Maine Attorney General Aaron Frey (D) this week announced a lawsuit against major oil companies and their top lobbying group, alleging they knowingly concealed the role of fossil fuels in climate change for decades.
Frey said Tuesday that defendants in the lawsuit include Exxon, Shell, Chevron, BP, Sunoco, and the American Petroleum Institute (API).
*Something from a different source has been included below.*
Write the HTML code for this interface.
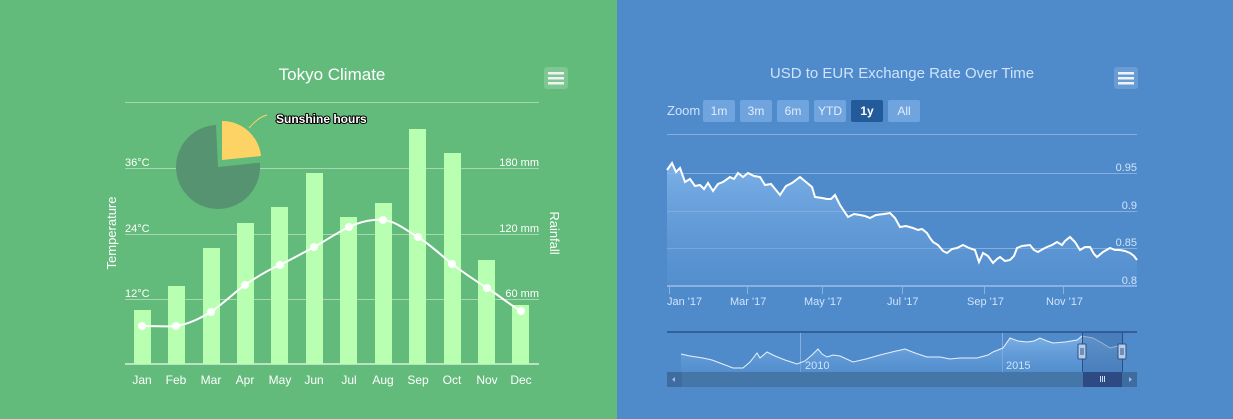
<!DOCTYPE html>
<html><head><meta charset="utf-8"><style>
html,body{margin:0;padding:0;width:1233px;height:419px;overflow:hidden;font-family:"Liberation Sans",sans-serif}
</style></head><body>
<svg width="1233" height="419" xmlns="http://www.w3.org/2000/svg" font-family="Liberation Sans, sans-serif">
<rect x="0" y="0" width="617" height="419" fill="#62BB7A"/>
<rect x="617" y="0" width="616" height="419" fill="#4F8BCB"/>

<!-- LEFT -->
<text x="332" y="80" fill="#fff" font-size="17" text-anchor="middle">Tokyo Climate</text>
<rect x="544" y="67" width="24" height="22" rx="3" fill="#fff" opacity="0.18"/>
<rect x="548" y="72" width="16" height="2.5" fill="#f2f2f2"/><rect x="548" y="77" width="16" height="2.5" fill="#f2f2f2"/><rect x="548" y="82" width="16" height="2.5" fill="#f2f2f2"/>
<g stroke="#a8d8b2" stroke-width="1">
<line x1="125" y1="102.5" x2="539" y2="102.5"/><line x1="125" y1="168.5" x2="539" y2="168.5"/><line x1="125" y1="234.5" x2="539" y2="234.5"/><line x1="125" y1="299.5" x2="539" y2="299.5"/>
</g>
<line x1="125" y1="364" x2="539" y2="364" stroke="#b8e4c0" stroke-width="2"/>
<g fill="#B8FFB2">
<rect x="134" y="310" width="17" height="54"/><rect x="168" y="286" width="17" height="78"/><rect x="203" y="248" width="17" height="116"/><rect x="237" y="223" width="17" height="141"/><rect x="271" y="207" width="17" height="157"/><rect x="306" y="173" width="17" height="191"/><rect x="340" y="217" width="17" height="147"/><rect x="375" y="203" width="17" height="161"/><rect x="409" y="129" width="17" height="235"/><rect x="444" y="153" width="17" height="211"/><rect x="478" y="260" width="17" height="104"/><rect x="512" y="305" width="17" height="59"/>
</g>
<path d="M142,326 C160,326 168,327 176,326 C190,324 200,318 211,312 C225,302 235,292 245,285 C258,276 268,270 280,265 C292,259 303,253 314,247 C327,240 338,232 349,227 C360,222 372,219 383,220 C396,221 407,231 418,237 C432,246 442,256 452,264 C464,273 476,281 487,288 C500,296 510,305 521,311" fill="none" stroke="#fff" stroke-width="2"/>
<g fill="#fff">
<circle cx="142" cy="326" r="4"/><circle cx="176" cy="326" r="4"/><circle cx="211" cy="312" r="4"/><circle cx="245" cy="285" r="4"/><circle cx="280" cy="265" r="4"/><circle cx="314" cy="247" r="4"/><circle cx="349" cy="227" r="4"/><circle cx="383" cy="220" r="4"/><circle cx="418" cy="237" r="4"/><circle cx="452" cy="264" r="4"/><circle cx="487" cy="288" r="4"/><circle cx="521" cy="311" r="4"/>
</g>
<path d="M218,167 L259.8,162.6 A42,42 0 1 1 216,125 Z" fill="#569370"/>
<path d="M222,160 L222,121 A39,39 0 0 1 261,156 Z" fill="#FDD365"/>
<path d="M249,128 C256,120 262,116 267,115" fill="none" stroke="#FDD365" stroke-width="1"/>
<text x="276" y="123" font-size="12" font-weight="bold" fill="#fff" stroke="#000" stroke-width="2" paint-order="stroke" stroke-linejoin="round">Sunshine hours</text>
<g fill="#fff" font-size="11">
<text x="125" y="166">36°C</text><text x="125" y="232">24°C</text><text x="125" y="297">12°C</text>
<text x="539" y="166" text-anchor="end">180 mm</text><text x="539" y="232" text-anchor="end">120 mm</text><text x="539" y="297" text-anchor="end">60 mm</text>
</g>
<text transform="translate(116,233) rotate(-90)" fill="#fff" font-size="13" text-anchor="middle">Temperature</text>
<text transform="translate(550,233) rotate(90)" fill="#fff" font-size="13" text-anchor="middle">Rainfall</text>
<g fill="#fff" font-size="12" text-anchor="middle">
<text x="142" y="384">Jan</text><text x="176" y="384">Feb</text><text x="211" y="384">Mar</text><text x="245" y="384">Apr</text><text x="280" y="384">May</text><text x="314" y="384">Jun</text><text x="349" y="384">Jul</text><text x="383" y="384">Aug</text><text x="418" y="384">Sep</text><text x="452" y="384">Oct</text><text x="487" y="384">Nov</text><text x="521" y="384">Dec</text>
</g>

<!-- RIGHT -->
<text x="902" y="78" fill="#CFE3FA" font-size="15" text-anchor="middle">USD to EUR Exchange Rate Over Time</text>
<rect x="1114" y="67" width="24" height="22" rx="3" fill="#fff" opacity="0.15"/>
<rect x="1118" y="72" width="16" height="2.5" fill="#eef4fb"/><rect x="1118" y="77" width="16" height="2.5" fill="#eef4fb"/><rect x="1118" y="82" width="16" height="2.5" fill="#eef4fb"/>
<text x="667" y="115" fill="#CFE3FA" font-size="13">Zoom</text>
<g font-size="12" text-anchor="middle">
<rect x="703" y="100" width="32" height="22" rx="2" fill="#6FA4DE"/><text x="719" y="115" fill="#E2EEFB">1m</text>
<rect x="740" y="100" width="32" height="22" rx="2" fill="#6FA4DE"/><text x="756" y="115" fill="#E2EEFB">3m</text>
<rect x="777" y="100" width="32" height="22" rx="2" fill="#6FA4DE"/><text x="793" y="115" fill="#E2EEFB">6m</text>
<rect x="814" y="100" width="32" height="22" rx="2" fill="#6FA4DE"/><text x="830" y="115" fill="#E2EEFB">YTD</text>
<rect x="851" y="100" width="32" height="22" rx="2" fill="#225A9A"/><text x="867" y="115" fill="#fff" font-weight="bold">1y</text>
<rect x="888" y="100" width="32" height="22" rx="2" fill="#6FA4DE"/><text x="904" y="115" fill="#E2EEFB">All</text>
</g>
<defs>
<linearGradient id="g1" x1="0" y1="0" x2="0" y2="1"><stop offset="0" stop-color="#8BBDF0" stop-opacity="0.75"/><stop offset="1" stop-color="#5A93D2" stop-opacity="0.4"/></linearGradient>
</defs>
<g stroke="#86AEDD" stroke-width="1">
<line x1="667" y1="134.5" x2="1137" y2="134.5"/><line x1="667" y1="173.5" x2="1137" y2="173.5"/><line x1="667" y1="211.5" x2="1137" y2="211.5"/><line x1="667" y1="248.5" x2="1137" y2="248.5"/>
</g>
<path d="M667,286 L667,170 L672,163 L676,172 L680,168 L685,182 L690,179 L695,186 L700,185 L704,189 L708,183 L713,191 L718,184 L723,182 L730,177 L734,179 L738,173 L743,177 L748,173 L754,176 L760,177 L765,185 L771,184 L780,195 L786,186 L792,183 L800,177 L806,182 L812,187 L815,197 L822,198 L827,199 L831,199 L835,195 L840,205 L848,217 L854,214 L860,215 L865,216 L870,218 L876,215 L884,214 L890,213 L895,218 L900,227 L906,226 L913,228 L918,230 L922,229 L927,233 L930,238 L933,242 L938,245 L943,251 L947,253 L952,249 L957,248 L963,245 L969,248 L975,250 L979,262 L983,253 L988,256 L993,263 L997,259 L1000,257 L1005,261 L1010,260 L1014,256 L1017,248 L1022,246 L1030,245 L1034,250 L1038,252 L1043,249 L1047,247 L1052,245 L1057,242 L1062,245 L1065,241 L1070,237 L1075,242 L1080,250 L1085,247 L1090,247 L1094,254 L1097,257 L1103,252 L1110,248 L1115,250 L1120,250 L1125,251 L1130,253 L1134,256 L1137,260 L1137,286 Z" fill="url(#g1)"/>
<path d="M667,170 L672,163 L676,172 L680,168 L685,182 L690,179 L695,186 L700,185 L704,189 L708,183 L713,191 L718,184 L723,182 L730,177 L734,179 L738,173 L743,177 L748,173 L754,176 L760,177 L765,185 L771,184 L780,195 L786,186 L792,183 L800,177 L806,182 L812,187 L815,197 L822,198 L827,199 L831,199 L835,195 L840,205 L848,217 L854,214 L860,215 L865,216 L870,218 L876,215 L884,214 L890,213 L895,218 L900,227 L906,226 L913,228 L918,230 L922,229 L927,233 L930,238 L933,242 L938,245 L943,251 L947,253 L952,249 L957,248 L963,245 L969,248 L975,250 L979,262 L983,253 L988,256 L993,263 L997,259 L1000,257 L1005,261 L1010,260 L1014,256 L1017,248 L1022,246 L1030,245 L1034,250 L1038,252 L1043,249 L1047,247 L1052,245 L1057,242 L1062,245 L1065,241 L1070,237 L1075,242 L1080,250 L1085,247 L1090,247 L1094,254 L1097,257 L1103,252 L1110,248 L1115,250 L1120,250 L1125,251 L1130,253 L1134,256 L1137,260" fill="none" stroke="#fff" stroke-width="2"/>
<line x1="667" y1="286" x2="1137" y2="286" stroke="#8CB3DF" stroke-width="2"/>
<g stroke="#8CB3DF"><line x1="669.5" y1="287" x2="669.5" y2="294"/><line x1="747.5" y1="287" x2="747.5" y2="294"/><line x1="822.5" y1="287" x2="822.5" y2="294"/><line x1="902.5" y1="287" x2="902.5" y2="294"/><line x1="984.5" y1="287" x2="984.5" y2="294"/><line x1="1063.5" y1="287" x2="1063.5" y2="294"/></g>
<g fill="#CFE3FA" font-size="11">
<text x="1137" y="171" text-anchor="end">0.95</text><text x="1137" y="209" text-anchor="end">0.9</text><text x="1137" y="246" text-anchor="end">0.85</text><text x="1137" y="284" text-anchor="end">0.8</text>
<text x="667" y="305">Jan '17</text><text x="730" y="305">Mar '17</text><text x="804" y="305">May '17</text><text x="887" y="305">Jul '17</text><text x="967" y="305">Sep '17</text><text x="1046" y="305">Nov '17</text>
</g>
<!-- navigator -->
<line x1="800.5" y1="332" x2="800.5" y2="372" stroke="#86AEDD"/>
<line x1="1002.5" y1="332" x2="1002.5" y2="372" stroke="#86AEDD"/>
<path d="M681,372 L681,354 L690,356 L703,358 L712,360 L720,363 L733,368 L743,368 L750,362 L757,353 L760,358 L767,352 L775,356 L785,360 L797,364 L805,361 L812,355 L818,349 L822,354 L827,357 L833,355 L840,356 L853,362 L866,359 L880,355 L892,352 L905,349 L915,353 L927,357 L940,357 L950,359 L960,358 L977,358 L988,355 L993,352 L1003,348 L1010,338 L1018,341 L1027,342 L1034,341 L1040,338 L1047,341 L1053,343 L1065,342 L1077,340 L1082,336 L1093,338 L1102,343 L1110,348 L1118,346 L1122,346 L1122,372 Z" fill="url(#g1)"/>
<path d="M681,354 L690,356 L703,358 L712,360 L720,363 L733,368 L743,368 L750,362 L757,353 L760,358 L767,352 L775,356 L785,360 L797,364 L805,361 L812,355 L818,349 L822,354 L827,357 L833,355 L840,356 L853,362 L866,359 L880,355 L892,352 L905,349 L915,353 L927,357 L940,357 L950,359 L960,358 L977,358 L988,355 L993,352 L1003,348 L1010,338 L1018,341 L1027,342 L1034,341 L1040,338 L1047,341 L1053,343 L1065,342 L1077,340 L1082,336 L1093,338 L1102,343 L1110,348 L1118,346 L1122,346" fill="none" stroke="#E8F1FB" stroke-width="1"/>
<rect x="1082" y="332" width="40" height="40" fill="#3E6FA8" opacity="0.45"/>
<line x1="667" y1="332" x2="1137" y2="332" stroke="#2A4F86" stroke-width="1.5"/>
<line x1="1082.5" y1="332" x2="1082.5" y2="387" stroke="#2A4F86"/>
<line x1="1122.5" y1="332" x2="1122.5" y2="387" stroke="#2A4F86"/>
<g fill="#CFE3FA" font-size="11"><text x="805" y="369">2010</text><text x="1006" y="369">2015</text></g>
<rect x="1078" y="344" width="8" height="15" rx="1" fill="#B8CCE6" stroke="#2A4F86"/>
<rect x="1118" y="344" width="8" height="15" rx="1" fill="#B8CCE6" stroke="#2A4F86"/>
<g stroke="#2A4F86"><line x1="1081" y1="348" x2="1081" y2="355"/><line x1="1083" y1="348" x2="1083" y2="355"/><line x1="1121" y1="348" x2="1121" y2="355"/><line x1="1123" y1="348" x2="1123" y2="355"/></g>
<rect x="667" y="372" width="470" height="15" fill="#4576A8"/>
<rect x="667" y="372" width="15" height="15" fill="#3F6C9E"/>
<rect x="1122" y="372" width="15" height="15" fill="#3F6C9E"/>
<rect x="1083" y="372" width="39" height="15" fill="#2D4A82"/>
<path d="M675,377 L672,379.5 L675,382 Z" fill="#9FBFE6"/>
<path d="M1129,377 L1132,379.5 L1129,382 Z" fill="#9FBFE6"/>
<g stroke="#CFDDF0"><line x1="1100.5" y1="376" x2="1100.5" y2="382"/><line x1="1102.5" y1="376" x2="1102.5" y2="382"/><line x1="1104.5" y1="376" x2="1104.5" y2="382"/></g>
</svg>
</body></html>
In a nearly 200-page complaint, the state alleges the companies contributed to Maine’s financial liability by concealing knowledge of the link as far back as the 1960s.
“For over half a century, these companies chose to fuel profits instead of following their science to prevent what are now likely irreversible, catastrophic climate effects,” Frey said in a statement. “In so doing, they burdened the State and our citizens with the consequences of their greed and deception.”
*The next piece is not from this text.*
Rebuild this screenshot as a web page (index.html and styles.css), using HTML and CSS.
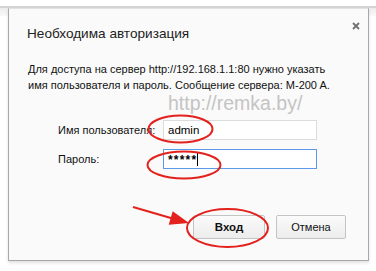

The state said it is seeking a jury trial and damages compensating the state for both future mitigation efforts and the costs of earlier impacts.
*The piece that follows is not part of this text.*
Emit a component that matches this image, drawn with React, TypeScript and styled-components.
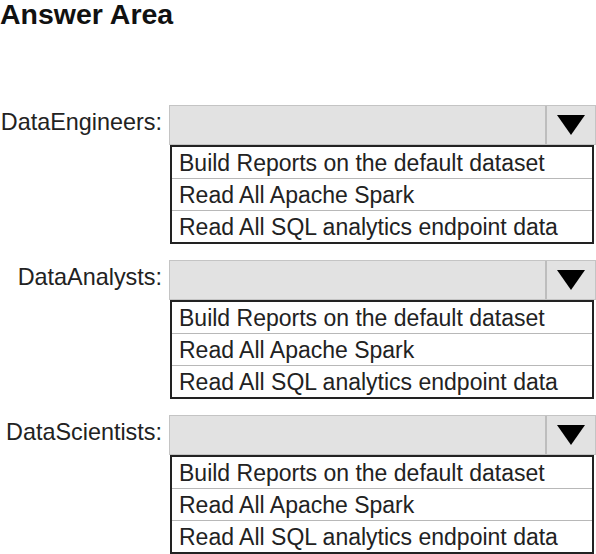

Maine is the ninth state to sue to hold oil companies responsible for the effects of climate change, none of which have gone to trial. A separate coalition of Republican attorneys general has called on the Supreme Court to bar lawsuits from five of those states, arguing they rely on powers the states do not have.
The Pine Tree State has seen a number of extreme weather events in recent years in particular, with Sen. Susan Collins (R) saying at a Senate hearing last week that recent storms "took out about 50 percent of our fishing infrastructure in our state."
Internal communications within the industry indicate senior figures in the industry were aware of a link going back to the 1970s, including periods during which they publicly cast doubt on a correlation. API formed a carbon dioxide task force in the late 70s including representatives from Exxon, Mobil, Shell and Chevron’s predecessors, while a study published in the journal Science last year indicated that Exxon scientists made projections going back decades that closely track with the trajectory of climate change.
Shell and API pushed back on the attorney general’s claims in statements to The Hill.
“This ongoing, coordinated campaign to wage meritless, politicized lawsuits against a foundational American industry and its workers is nothing more than a distraction from important national conversations and an enormous waste of taxpayer resources,” API Senior Vice President and General Counsel Ryan Meyers said in a statement. “Climate policy is for Congress to debate and decide, not a patchwork of courts.”
“We do not believe the courtroom is the right venue to address climate change, but that smart policy from government and action from all sectors is the appropriate way to reach solutions and drive progress,” a Shell spokesperson told The Hill.
The Hill has reached out to BP, Sunoco and Chevron for comment.